Featured, Local History

My Granny, The Queen of The Apple Butter Kettle

Editor’s Note:
The apple butter making photo featured on last week’s front page triggered memory
of the following article which was published in the September 19, 1985 issue of the Breeze.
At the request of readers, we are republishing Irene Ambler’s article.

By Irene Ambler

My grandmother, Eudora Billups Burns, came to live with us in August, 1929, and was a most important part of our home until her death on June 22, 1962. Had she lived until July 22 of that year, she would have been ninety-four years of age.

Before coming to live with us, Granny had resided happily and busily at a small hillside farm on Cow Creek, Teays Valley District, with her stepson. Granny had taken a life’s savings of six hundred dollars and borrowed one hundred, fifty dollars from her brother, and the little homestead was purchased. Life was hard and luxuries were few; but the loan was prepaid upon sale of a tobacco crop and a milk cow, making the entire indebtedness of seven hundred, fifty dollars free and clear. The soil was not very fertile and the hills were for the most part untillable; but the soil was good enough to raise tobacco to sell, corn for the cows and good vegetables to eat and preserve for the winter and early spring. The steep hillsides made enough pasture for the one or two cows; and the rich milk and yellow butter were plentiful. Sometimes, though, the butter was not so yellow. In wintertime, sometimes it was almost white. But it was good stirred up with sorghum molasses and eaten with saucer-sized biscuits on a cold, wintery morning about daylight.
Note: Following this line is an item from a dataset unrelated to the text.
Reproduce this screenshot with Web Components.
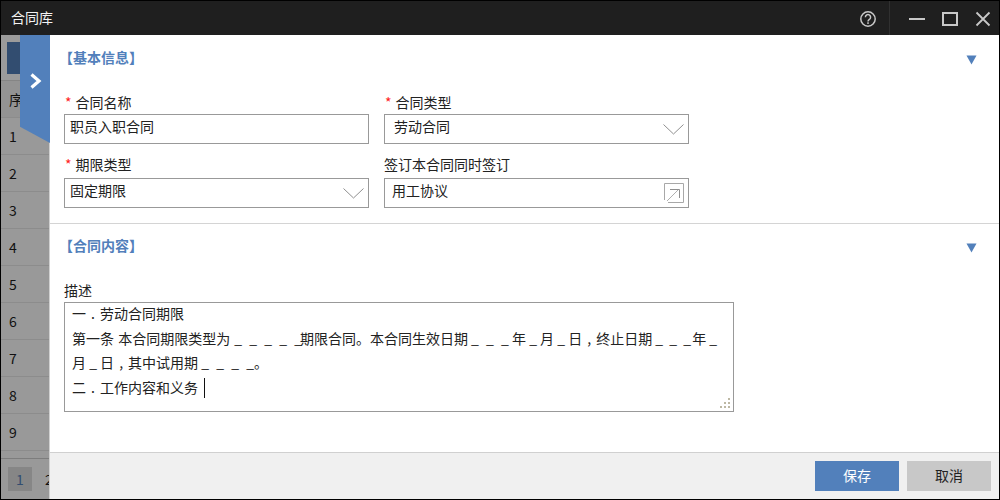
<!DOCTYPE html>
<html>
<head>
<meta charset="utf-8">
<title>合同库</title>
<style>
html, body { margin: 0; padding: 0; }
body { width: 1000px; height: 500px; overflow: hidden; font-family: "Noto Sans CJK SC", "Liberation Sans", sans-serif; font-size: 14px; color: #222; }
.blank { word-spacing: 4px; }
.blank.first { margin: 0 -2px 0 1px; }
.blank.last { word-spacing: 3px; margin-right: -2px; }
.lead { margin-right: 1px; }
.punct { display: inline-block; width: 14px; text-align: center; }
.caret { display: inline-block; width: 1px; height: 20px; background: #111; vertical-align: -5px; margin-left: 3px; }
</style>
</head>
<body>
<app-window>
  <title-bar slot="top">合同库</title-bar>
  <back-list slot="side"></back-list>
  <side-drawer slot="main">
    <form-section heading="【基本信息】">
      <div style="display:grid;grid-template-columns:305px 305px;column-gap:15px;row-gap:10px">
        <form-field label="合同名称" required><text-box>职员入职合同</text-box></form-field>
        <form-field label="合同类型" required><text-box kind="select" style="padding-left:9px">劳动合同</text-box></form-field>
        <form-field label="期限类型" required style="--label-h:24px"><text-box kind="select">固定期限</text-box></form-field>
        <form-field label="签订本合同同时签订" style="--label-h:24px"><text-box kind="link" style="padding-left:7px">用工协议</text-box></form-field>
      </div>
    </form-section>
    <form-section heading="【合同内容】" last>
      <form-field label="描述">
        <memo-box>
          <div>一<span class="punct">.</span>劳动合同期限</div>
          <div><span class="lead">第一条</span> 本合同期限类型为 <span class="blank first">_ _ _ _ _</span>期限合同。本合同生效日期 <span class="blank">_ _ _</span> 年 _ 月 _ 日<span class="punct">,</span>终止日期 <span class="blank last">_ _ _</span> 年 _</div>
          <div>月 _ 日<span class="punct">,</span>其中试用期 <span class="blank">_ _ _ _</span>。</div>
          <div>二<span class="punct">.</span>工作内容和义务 <i class="caret"></i></div>
        </memo-box>
      </form-field>
    </form-section>
    <drawer-footer slot="footer">
      <action-button primary>保存</action-button>
      <action-button>取消</action-button>
    </drawer-footer>
  </side-drawer>
</app-window>

<script>
class AppWindow extends HTMLElement {
  constructor() {
    super();
    this.attachShadow({ mode: 'open' });
    this.shadowRoot.innerHTML = `
<style>
:host { display: flex; flex-direction: column; width: 1000px; height: 500px; box-sizing: border-box; border: 1px solid #000; background: #fff; position: relative; }
.body { flex: 1; display: flex; min-height: 0; }
.side { width: 48px; flex: none; overflow: hidden; }
.main { flex: 1; min-width: 0; display: flex; }
.flag { position: absolute; left: 19px; top: 34px; width: 30px; height: 108px; background: #5280bb; clip-path: polygon(0 0, 100% 0, 100% 100%, 0 85%); }
.flag svg { position: absolute; left: 9px; top: 38px; }
</style>
<slot name="top"></slot>
<div class="body">
  <div class="side"><slot name="side"></slot></div>
  <div class="main"><slot name="main"></slot></div>
</div>
<div class="flag"><svg width="14" height="16" viewBox="0 0 14 16"><path d="M2.5 1.5 L10 8 L2.5 14.5" fill="none" stroke="#fff" stroke-width="3.2"/></svg></div>`;
  }
}

class TitleBar extends HTMLElement {
  constructor() {
    super();
    this.attachShadow({ mode: 'open' });
    this.shadowRoot.innerHTML = `
<style>
:host { display: flex; align-items: center; height: 34px; flex: none; background: #1f1f1f; color: #f2f2f2; font-size: 14px; padding-left: 10px; }
.name { flex: 1; margin-bottom: 3px; }
.tools { display: flex; align-items: stretch; height: 100%; }
.help { width: 43px; display: flex; align-items: center; justify-content: center; border-right: 1px solid #303030; margin-right: 10px; padding-top: 2px; box-sizing: border-box; }
.btn { width: 33px; display: flex; align-items: center; justify-content: center; padding-top: 2px; box-sizing: border-box; }
svg { display: block; }
</style>
<div class="name"><slot></slot></div>
<div class="tools">
  <div class="help"><svg width="18" height="18" viewBox="0 0 18 18"><circle cx="9" cy="9" r="7.2" fill="none" stroke="#c8c8c8" stroke-width="1.5"/><path d="M6.4 7.2a2.6 2.6 0 1 1 4 2.2c-.9.6-1.4 1-1.4 2" fill="none" stroke="#c8c8c8" stroke-width="1.5"/><rect x="8.2" y="12.3" width="1.6" height="1.6" fill="#c8c8c8"/></svg></div>
  <div class="btn"><svg width="16" height="16" viewBox="0 0 16 16"><rect x="0" y="7" width="16" height="2" fill="#c8c8c8"/></svg></div>
  <div class="btn"><svg width="16" height="16" viewBox="0 0 16 16"><rect x="1" y="2" width="14" height="12" fill="none" stroke="#c8c8c8" stroke-width="2"/></svg></div>
  <div class="btn"><svg width="16" height="16" viewBox="0 0 16 16"><path d="M1.5 1.5 L14.5 14.5 M14.5 1.5 L1.5 14.5" stroke="#c8c8c8" stroke-width="1.8"/></svg></div>
</div>`;
  }
}

class BackList extends HTMLElement {
  constructor() {
    super();
    this.attachShadow({ mode: 'open' });
    const rows = [1, 2, 3, 4, 5, 6, 7, 8, 9].map(n => `<div class="row">${n}</div>`).join('');
    this.shadowRoot.innerHTML = `
<style>
:host { display: flex; flex-direction: column; width: 48px; height: 100%; background: #999; color: #111; font-size: 14px; overflow: hidden; }
.bar { height: 46px; flex: none; box-sizing: border-box; padding: 7px 0 0 6px; border-bottom: 1px solid #858585; background: #9b9b9b; }
.bar div { width: 42px; height: 32px; background: #324d70; }
.row, .head { flex: none; height: 37px; box-sizing: border-box; padding-left: 8px; display: flex; align-items: center; border-bottom: 1px solid #8c8c8c; white-space: nowrap; }
.head { background: #939393; }
.rows { flex: 1; border-bottom: 1px solid #7d7d7d; }
.pager { height: 40px; flex: none; display: flex; align-items: center; padding-left: 7px; gap: 13px; }
.cur { width: 24px; height: 24px; background: #868686; color: #324d70; display: flex; align-items: center; justify-content: center; flex: none; }
</style>
<div class="bar"><div></div></div>
<div class="rows"><div class="head">序号</div>${rows}</div>
<div class="pager"><span class="cur">1</span><span>2</span></div>`;
  }
}

class SideDrawer extends HTMLElement {
  constructor() {
    super();
    this.attachShadow({ mode: 'open' });
    this.shadowRoot.innerHTML = `
<style>
:host { display: flex; flex-direction: column; flex: 1; min-width: 0; border-left: 1px solid #d0d0d0; background: #fff; }
.content { flex: 1; min-height: 0; }
</style>
<div class="content"><slot></slot></div>
<slot name="footer"></slot>`;
  }
}

class FormSection extends HTMLElement {
  constructor() {
    super();
    this.attachShadow({ mode: 'open' });
    this.shadowRoot.innerHTML = `
<style>
:host { display: block; border-bottom: 1px solid #d4d4d4; padding: 1px 0 15px; }
:host([last]) { border-bottom: 0; padding: 0; }
.head { display: flex; align-items: center; justify-content: space-between; height: 44px; padding: 0 22px 0 9px; color: #5280bb; font-size: 14px; font-weight: 700; }
.title { margin-bottom: 2px; }
.body { padding: 12px 0 0 14px; }
svg { display: block; margin-top: 3px; }
</style>
<div class="head"><span class="title"></span><svg width="11" height="10" viewBox="0 0 11 10"><path d="M0.5 0.5 H10.5 L5.5 9.5 Z" fill="#5280bb"/></svg></div>
<div class="body"><slot></slot></div>`;
    this.shadowRoot.querySelector('.title').textContent = this.getAttribute('heading');
  }
}

class FormField extends HTMLElement {
  constructor() {
    super();
    this.attachShadow({ mode: 'open' });
    this.shadowRoot.innerHTML = `
<style>
:host { display: block; }
.label { height: var(--label-h, 22px); line-height: 20px; font-size: 14px; color: #222; white-space: nowrap; }
.star { color: #f22; margin: 0 4px 0 1px; }
</style>
<div class="label"><span class="star" hidden>*</span><span class="text"></span></div>
<slot></slot>`;
    this.shadowRoot.querySelector('.text').textContent = this.getAttribute('label');
    this.shadowRoot.querySelector('.star').hidden = !this.hasAttribute('required');
  }
}

class TextBox extends HTMLElement {
  constructor() {
    super();
    this.attachShadow({ mode: 'open' });
    const kind = this.getAttribute('kind');
    let icon = '';
    if (kind === 'select') {
      icon = '<svg width="21" height="11" viewBox="0 0 21 11"><path d="M0.5 0.5 L10.5 10 L20.5 0.5" fill="none" stroke="#8f8f8f"/></svg>';
    } else if (kind === 'link') {
      icon = '<svg width="20" height="20" viewBox="0 0 20 20"><path d="M0.5 17 V0.5 H19.5 V19.5 H4" fill="none" stroke="#a8a8a8"/><path d="M3 18 L15 6" fill="none" stroke="#b0b0b0"/><path d="M6 6.5 H15.5 V15" fill="none" stroke="#8f8f8f"/></svg>';
    }
    this.shadowRoot.innerHTML = `
<style>
:host { display: flex; align-items: center; justify-content: space-between; box-sizing: border-box; height: 30px; border: 1px solid #999; padding: 0 4px 0 5px; font-size: 14px; color: #222; }
span { margin-bottom: 6px; line-height: 20px; }
svg { display: block; flex: none; }
</style>
<span><slot></slot></span>${icon}`;
  }
}

class MemoBox extends HTMLElement {
  constructor() {
    super();
    this.attachShadow({ mode: 'open' });
    this.shadowRoot.innerHTML = `
<style>
:host { display: block; box-sizing: border-box; width: 670px; height: 110px; border: 1px solid #999; padding: 0 7px; font-size: 14px; line-height: 24.5px; color: #222; position: relative; white-space: nowrap; }
.lines { margin-top: -2px; }
svg { position: absolute; right: 2px; bottom: 2px; }
</style>
<div class="lines"><slot></slot></div>
<svg width="11" height="11" viewBox="0 0 11 11" fill="#bdb8a4"><rect x="8" y="0" width="2" height="2"/><rect x="4" y="4" width="2" height="2"/><rect x="8" y="4" width="2" height="2"/><rect x="0" y="8" width="2" height="2"/><rect x="4" y="8" width="2" height="2"/><rect x="8" y="8" width="2" height="2"/></svg>`;
  }
}

class DrawerFooter extends HTMLElement {
  constructor() {
    super();
    this.attachShadow({ mode: 'open' });
    this.shadowRoot.innerHTML = `
<style>
:host { display: flex; justify-content: flex-end; align-items: flex-start; gap: 8px; height: 47px; flex: none; box-sizing: border-box; border-top: 1px solid #d0d0d0; background: #f0f0f0; padding: 8px 8px 0 0; }
</style>
<slot></slot>`;
  }
}

class ActionButton extends HTMLElement {
  constructor() {
    super();
    this.attachShadow({ mode: 'open' });
    this.shadowRoot.innerHTML = `
<style>
:host { display: flex; align-items: center; justify-content: center; box-sizing: border-box; width: 84px; height: 30px; padding-bottom: 3px; background: #c8c8c8; color: #222; font-size: 14px; }
:host([primary]) { background: #5280bb; color: #fff; }
</style>
<slot></slot>`;
  }
}

customElements.define('app-window', AppWindow);
customElements.define('title-bar', TitleBar);
customElements.define('back-list', BackList);
customElements.define('side-drawer', SideDrawer);
customElements.define('form-section', FormSection);
customElements.define('form-field', FormField);
customElements.define('text-box', TextBox);
customElements.define('memo-box', MemoBox);
customElements.define('drawer-footer', DrawerFooter);
customElements.define('action-button', ActionButton);
</script>
</body>
</html>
I spent many a happy day at Granny’s house before she left her little home. And I learned many things, too. I learned that one of the most interesting things in the world was a wooden salt box which hung near the kitchen window full of coarse salt. I learned that coarse salt is the best-tasting salt in the world on fresh, red tomatoes and crisp green cucumbers. I learned about the unutterably-delicious aroma of green-bean coffee roasting in the oven and the sheer joy of grinding that coffee in the coffee mill—just enough for each pot full of boiling-hot, strong coffee with each and every meal. I learned about the absolute, unadulterated power in a cup of black coffee made with fresh-ground beans.

I learned to eat groundhog (which tasted like “chicken”) and turtle (which tasted like “chicken”) but I never thought they tasted like chicken. I suspect I was told about the similarity because I might consider those two delicacies more palatable to my untrained taste buds. I could never learn to relish the taste of possum even if it was parboiled and roasted with a pan of sweet potatoes. I did love rabbit gravy and the biscuits, though.
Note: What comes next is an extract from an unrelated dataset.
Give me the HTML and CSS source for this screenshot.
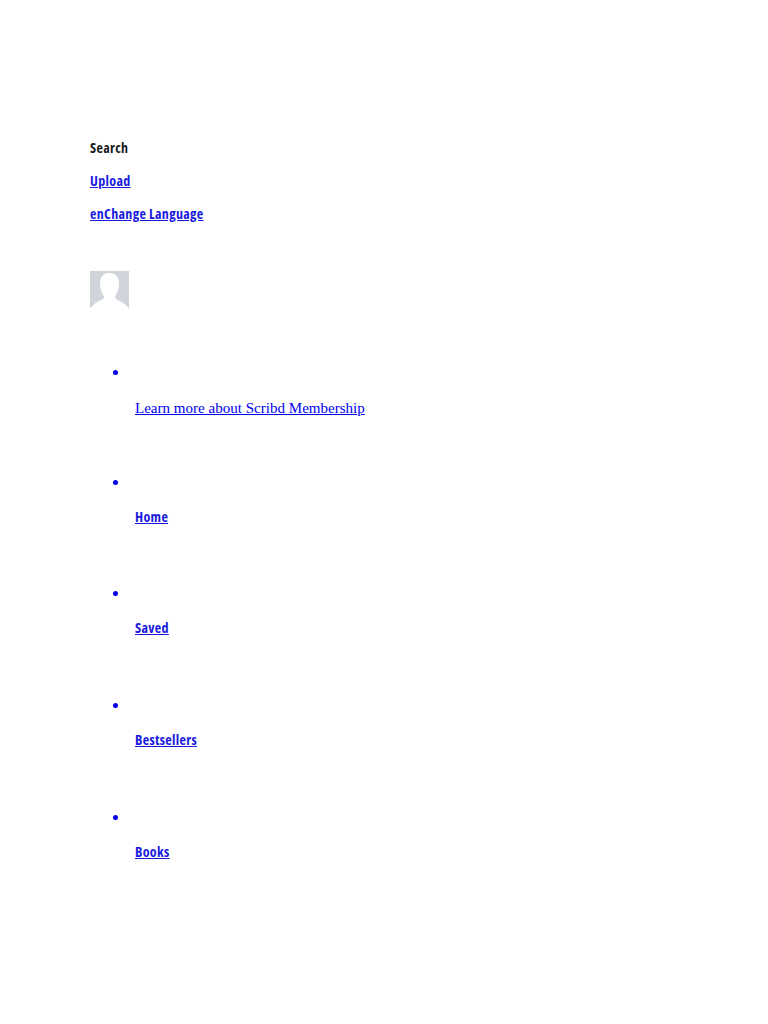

Life was rustic, work was hard, but still there was lots of fun. I learned the fun of poking in a crawfish hole and being reprimanded for it. I learned how to call a doodle-bug from its hole. And I learned how to take twigs and sticks and wrap scraps of brightly-colored cloth around them and love them as much as the pretty dolls I had at home. I learned how to take little blocks of wood and make trenches ‘neath Granny’s big tree in the front yard and pretend that I was driving cars.
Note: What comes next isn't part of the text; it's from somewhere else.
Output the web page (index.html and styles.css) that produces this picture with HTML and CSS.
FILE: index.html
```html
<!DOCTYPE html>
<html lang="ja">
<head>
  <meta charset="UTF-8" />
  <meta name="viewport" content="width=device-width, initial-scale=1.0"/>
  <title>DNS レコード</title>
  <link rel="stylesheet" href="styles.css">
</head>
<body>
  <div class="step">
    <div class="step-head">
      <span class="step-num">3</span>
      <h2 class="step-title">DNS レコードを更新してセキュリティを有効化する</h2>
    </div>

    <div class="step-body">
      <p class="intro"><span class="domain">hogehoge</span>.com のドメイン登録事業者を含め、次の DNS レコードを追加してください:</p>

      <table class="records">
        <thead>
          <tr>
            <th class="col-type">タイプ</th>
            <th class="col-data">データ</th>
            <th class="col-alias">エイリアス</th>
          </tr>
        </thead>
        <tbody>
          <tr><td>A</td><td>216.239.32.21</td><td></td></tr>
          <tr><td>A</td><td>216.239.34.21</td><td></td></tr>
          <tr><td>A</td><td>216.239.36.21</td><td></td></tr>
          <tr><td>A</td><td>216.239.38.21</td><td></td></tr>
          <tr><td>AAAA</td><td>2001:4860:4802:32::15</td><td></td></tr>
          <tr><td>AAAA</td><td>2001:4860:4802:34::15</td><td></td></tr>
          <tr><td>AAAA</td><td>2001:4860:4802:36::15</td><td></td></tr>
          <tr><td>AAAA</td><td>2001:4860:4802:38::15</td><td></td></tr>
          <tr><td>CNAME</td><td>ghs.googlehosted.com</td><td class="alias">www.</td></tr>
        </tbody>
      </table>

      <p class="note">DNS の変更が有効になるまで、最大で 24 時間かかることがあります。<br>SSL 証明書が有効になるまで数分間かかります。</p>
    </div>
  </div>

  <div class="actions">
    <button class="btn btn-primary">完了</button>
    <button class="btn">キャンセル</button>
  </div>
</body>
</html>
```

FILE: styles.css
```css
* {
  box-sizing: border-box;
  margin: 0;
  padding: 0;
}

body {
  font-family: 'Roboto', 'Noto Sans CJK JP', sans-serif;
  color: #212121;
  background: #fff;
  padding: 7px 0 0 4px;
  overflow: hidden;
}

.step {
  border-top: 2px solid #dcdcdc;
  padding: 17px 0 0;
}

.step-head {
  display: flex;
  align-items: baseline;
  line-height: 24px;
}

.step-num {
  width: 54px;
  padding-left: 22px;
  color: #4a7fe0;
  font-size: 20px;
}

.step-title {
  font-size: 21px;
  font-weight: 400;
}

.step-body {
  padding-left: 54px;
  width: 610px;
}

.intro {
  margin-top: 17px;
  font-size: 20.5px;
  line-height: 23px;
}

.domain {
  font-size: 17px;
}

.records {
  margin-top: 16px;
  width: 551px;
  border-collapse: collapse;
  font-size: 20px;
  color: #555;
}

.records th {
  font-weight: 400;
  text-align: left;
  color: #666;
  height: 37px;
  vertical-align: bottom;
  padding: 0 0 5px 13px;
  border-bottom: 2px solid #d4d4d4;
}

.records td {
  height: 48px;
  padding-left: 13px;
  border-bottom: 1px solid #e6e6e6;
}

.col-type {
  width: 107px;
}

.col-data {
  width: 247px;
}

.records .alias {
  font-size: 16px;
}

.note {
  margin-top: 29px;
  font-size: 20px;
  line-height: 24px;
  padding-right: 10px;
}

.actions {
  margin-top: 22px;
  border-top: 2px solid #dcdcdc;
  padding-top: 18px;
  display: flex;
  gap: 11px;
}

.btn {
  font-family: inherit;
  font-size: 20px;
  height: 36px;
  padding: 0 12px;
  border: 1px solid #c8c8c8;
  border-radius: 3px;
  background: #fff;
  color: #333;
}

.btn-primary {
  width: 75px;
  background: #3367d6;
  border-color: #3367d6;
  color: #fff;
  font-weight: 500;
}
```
One of the most joyous things I was allowed to do at Granny’s house was to sweep her homewoven rag-rug carpets. The carpets were woven on a loom by someone. They were the width of throw rugs and they were sewn together lengthwise to cover the entire floor. I loved to sweep those floors with the stubby broom because it made me feel important to see all the dust flying through the house. After the dust settled, I took a cloth and dusted everything good.

Never will I feel the security I felt as a very small child at crawling into Granny’s feather bed on her scratchy, homemade sheets, which were scrubbed on a board with lye soap, wrung by hand and hung for an entire day in the boiling hot sun, Sometimes we went to bed before it was completely dark (which I wasn’t accustomed to); and I could stay awake and listen to the whip-poor-will on early spring nights and the thunder on hot summer nights.

I learned, too, that all of life was not puppy dogs and pussy cats and grinding coffee. I learned of the sorrow and grief of a family who lost their mother during one of my visits to Granny’s house. Granny’s friend, who lived “back on the hill” passed away. She was one of Granny’s very best friends; and Granny took me up the hill to Peach Ridge Church, where the funeral was conducted. It was warm weather and I was wearing a little dress with a yellow waist and a checked skirt. The sashes were sewn to the sides and tied into a bow in the back. It rained; and although the undertaker had a big, black hearse, the steep red clay road to the church was deeply rutted and vehicular traffic would have been impossible. The horses struggled to pull the weight up the hill; and the rain made dreary, desolate rivulets in the tracks. I was sad and seemed to me as if even the heavens were weeping.